It has been widely believed that patients who have familial hypercholesterolemia (FH) are likely to have a single genetic mutation that causes the disease.

Not true, according to an international study done by Amit Khera, MD and colleagues and presented today at the American College of Cardiology’s 65th Scientific Session & Expo in Chicago, IL.

Khera is affiliated with Massachusetts General Hospital (MGH) Center for Human Genetic Research and the MGH Cardiology Division in Boston, MA. The study was published simultaneously in the Journal of the American College of Cardiology.

The incidence patients high cholesterol due to FH caused by a single genetic mutation is 2%, a screening of 26,000 patients showed.

With colleagues, Khera sequenced three FH genes in patients with very high cholesterol.

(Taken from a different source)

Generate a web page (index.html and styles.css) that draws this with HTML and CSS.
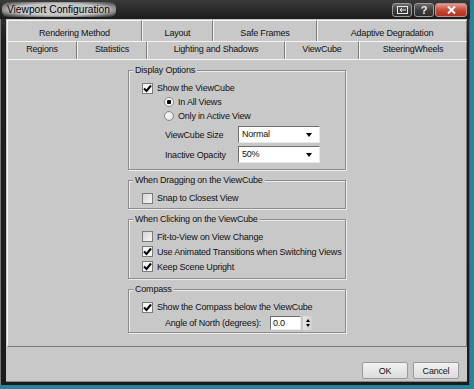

They looked at three genes involved in FH: the low-density lipoprotein receptor (LDLR), apolipoprotein B (APOB) and proprotein convertase subtilisin/kexin type 9 (PCSK9) and screened more than 26,000 participants.

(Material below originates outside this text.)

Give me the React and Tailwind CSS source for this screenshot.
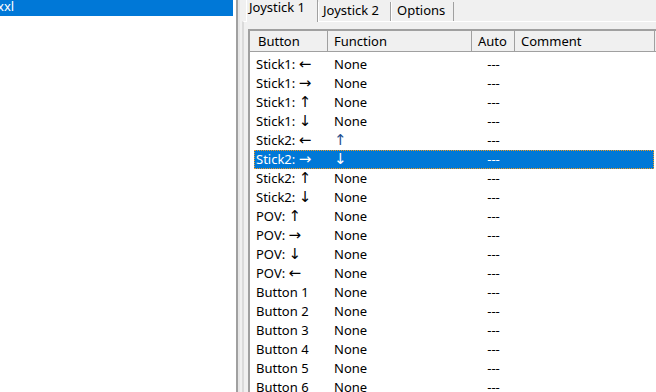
import React from 'react';

const rows = [
  { label: 'Stick1:', dir: '←', fn: 'None' },
  { label: 'Stick1:', dir: '→', fn: 'None' },
  { label: 'Stick1:', dir: '↑', fn: 'None' },
  { label: 'Stick1:', dir: '↓', fn: 'None' },
  { label: 'Stick2:', dir: '←', fn: '↑', arrow: true },
  { label: 'Stick2:', dir: '→', fn: '↓', arrow: true, selected: true },
  { label: 'Stick2:', dir: '↑', fn: 'None' },
  { label: 'Stick2:', dir: '↓', fn: 'None' },
  { label: 'POV:', dir: '↑', fn: 'None' },
  { label: 'POV:', dir: '→', fn: 'None' },
  { label: 'POV:', dir: '↓', fn: 'None' },
  { label: 'POV:', dir: '←', fn: 'None' },
  { label: 'Button 1', fn: 'None' },
  { label: 'Button 2', fn: 'None' },
  { label: 'Button 3', fn: 'None' },
  { label: 'Button 4', fn: 'None' },
  { label: 'Button 5', fn: 'None' },
  { label: 'Button 6', fn: 'None' },
  { label: 'Button 7', fn: 'None' },
];

const Arrow = ({ children, className = '' }) => (
  <span className={`font-['DejaVu_Sans',sans-serif] text-[15px] leading-[19px] ${className}`}>{children}</span>
);

const App = () => {
  return (
    <div className="w-[656px] h-[392px] flex overflow-hidden bg-[#f0f0f0] font-['Noto_Sans',sans-serif] text-[13px] text-black">
      {/* Left list */}
      <div className="w-[238px] shrink-0 bg-white border-r-2 border-[#a0a0a0] overflow-hidden">
        <div className="w-[233px] h-[16px] bg-[#0078d7] text-white leading-[12px] whitespace-nowrap overflow-hidden">
          <span className="-ml-[3px] inline-block">xxl</span>
        </div>
      </div>

      {/* Tab control */}
      <div className="flex-1 min-w-0 flex flex-col pl-[2px] border-l-2 border-[#e6e6e6]">
        <div className="flex h-[21px] pl-[4px] shrink-0 whitespace-nowrap">
          <div className="relative z-10 w-[72px] h-[22px] bg-[#f0f0f0] border-l border-white border-r border-r-[#a0a0a0] pl-[2px] leading-[14px]">
            Joystick 1
          </div>
          <div className="w-[73px] h-[19px] mt-[2px] border-l border-white border-r border-r-[#a0a0a0] pl-[4px] leading-[16px]">
            Joystick 2
          </div>
          <div className="w-[63px] h-[19px] mt-[2px] border-l border-white border-r border-r-[#a0a0a0] pl-[5px] leading-[16px]">
            Options
          </div>
        </div>

        <div className="flex-1 min-h-0 flex flex-col border-t border-white border-l-2 border-l-[#dadada] pl-[4px] pt-[7px]">
          <div className="flex-1 min-h-0 w-[420px] bg-white border-l-2 border-t-2 border-[#a0a0a0] overflow-hidden">
            {/* Header */}
            <div className="flex h-[21px] bg-[#f0f0f0] border-b border-[#a0a0a0] leading-[21px] whitespace-nowrap">
              <div className="w-[78px] pl-[8px] border-r border-[#a0a0a0]">Button</div>
              <div className="w-[144px] pl-[6px] border-r border-[#a0a0a0]">Function</div>
              <div className="w-[43px] pl-[6px] border-r border-[#a0a0a0]">Auto</div>
              <div className="w-[140px] pl-[6px] border-r border-[#a0a0a0]">Comment</div>
            </div>

            {/* Rows */}
            <div className="pt-[3px] pl-[4px]">
              {rows.map((row, i) => (
                <div
                  key={i}
                  className={`flex w-[400px] h-[19px] leading-[19px] whitespace-nowrap overflow-hidden ${
                    row.selected
                      ? 'bg-[#0078d7] text-white outline-1 outline-dotted outline-[#f39a1e] -outline-offset-1'
                      : ''
                  }`}
                >
                  <div className="w-[74px] pl-[2px]">
                    {row.label}
                    {row.dir && (
                      <>
                        {' '}
                        <Arrow>{row.dir}</Arrow>
                      </>
                    )}
                  </div>
                  <div className="w-[144px] pl-[6px]">
                    {row.arrow ? (
                      <Arrow className={row.selected ? '' : 'text-[#1f4f8f]'}>{row.fn}</Arrow>
                    ) : (
                      row.fn
                    )}
                  </div>
                  <div className="w-[43px] text-center">---</div>
                  <div className="flex-1" />
                </div>
              ))}
            </div>
          </div>
        </div>
      </div>
    </div>
  );
};

export default App;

The team found that in a cohort of 430 patients with LDC-C of greater than 190 mg/dl only 1.9% carried an FH mutation.

But for those who had the mutation, regardless of their cholesterol levels, the risk of early-onset coronary artery disease was higher than those without.

People with an FH mutation faced a substantially increased coronary artery disease risk even if their cholesterol level was only mildly elevated, they noted.

The increased risk is due to the fact that those with an FH mutation have elevated cholesterol levels from the time they are born, leading to a cumulative exposure of LDL-C over their lifetimes.

“These results raise the question of whether all individual with a high LDL should be screened for these mutations,” Khera said, presenting his findings.

Doing such screening--which he said costs about $100 to $200 for researchers but about ten times those amounts when done commercially--would likely not turn up many patients with mutations. But for those who do have them, the finding would be crucial.

“This knowledge would be relevant not only to people with familial hypercholesterolemia mutations but to their relatives as well,” he said.

As for what causes FH if it is not single genetic mutations, Khera said it could be a polygenetic cluster of mutations, or environmental factors.

“FH is a much bigger issue, we are just discovering,” Khera said.